DIP62: Volatile type qualifier for unoptimizable variables in embedded programming

Tue Jul 15 16:52:11 PDT 2014

On Tuesday, 15 July 2014 at 21:28:24 UTC, Walter Bright wrote:
> I don't think this is the right argument. It isn't about 
> embedded systems should be acknowledged with a qualifier. I see 
> it as about how often does MMIO logic appear in an actual 
> embedded program? In the embedded systems I've written, it only 
> appears in a handful of places. It is not pervasive.
>
> BTW, immutable data in D is designed to be placed in ROM for 
> embedded systems. So there's already a qualifier :-)

I just wrote some embedded code for a Bluetooth LE
microcontroller. The MCU in question has no less than 25 separate
peripheral systems, each with its own set of registers, which use
MMIO for configuration and operation. Just one of the header
files provided by the chip vendor for this SoC defines 524
volatile variables. I'm sure that this complexity is barely
anything compared to, say, the SoCs found in smart phones.

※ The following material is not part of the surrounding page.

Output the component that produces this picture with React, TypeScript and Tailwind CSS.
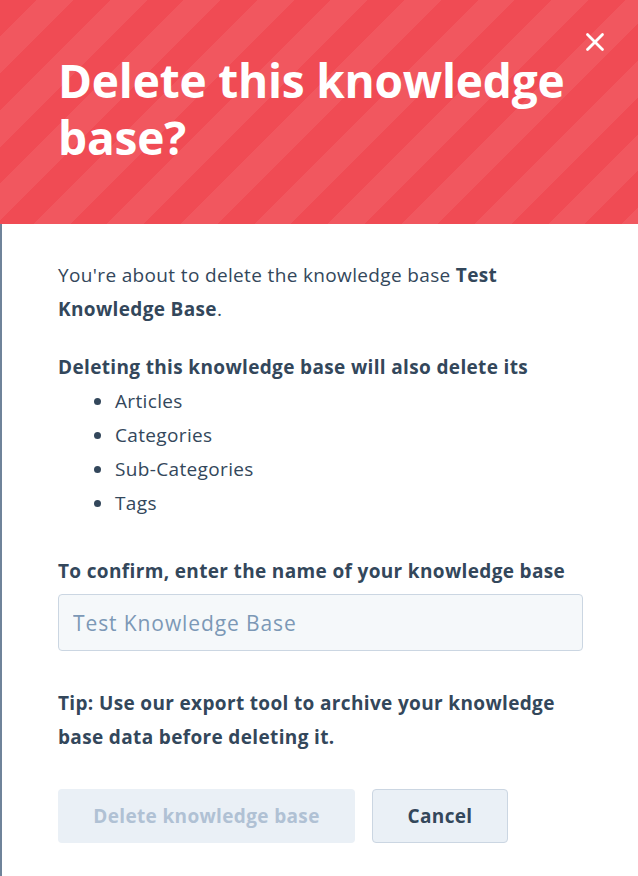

Of course, one confines MMIO accesses to one layer of the
program. Even so, that layer can be very broad given the sheer
amount of stuff it has to touch - potentially many thousands of
lines of code. With the code leverage that D has, I would not be
surprised if this made up 10% or more of an embedded program's
size.

Also, there are many ways to misconfigure these peripherals and
produce an effect physically similar to a compiler-eliminated
access. A single omission of peek() or poke() could take hours to
track down if one is unfortunate. If one is having trouble, for
example, with the bluetooth radio, it could be due to:

   - An illegal configuration amongst the many registers touching
BTLE
   - A legal configuration which is not accepted by the other
device (e.g. causes a timeout)
   - The chip is damaged
   - The other device is damaged
   - The other device has a bug
   - The compiler eliminated access to the BTLE control registers

Finally, the compiler could have eliminated access to other
registers that had a side-effect on the BTLE code (for example,
eliminating configuration of the memory protection unit). These
would probably be incredibly pernicious because the true error is
not in the code that has broken, and could feasibly be in any of
a large number of systems. I certainly would not have a lot of
fun scanning thousands of lines of code for a mistaken omission
of peek() or poke().

So in my opinion, and without prescribing the exact solution,
volatility is an important enough concept in embedded to merit a
standard solution that can be mechanically verified.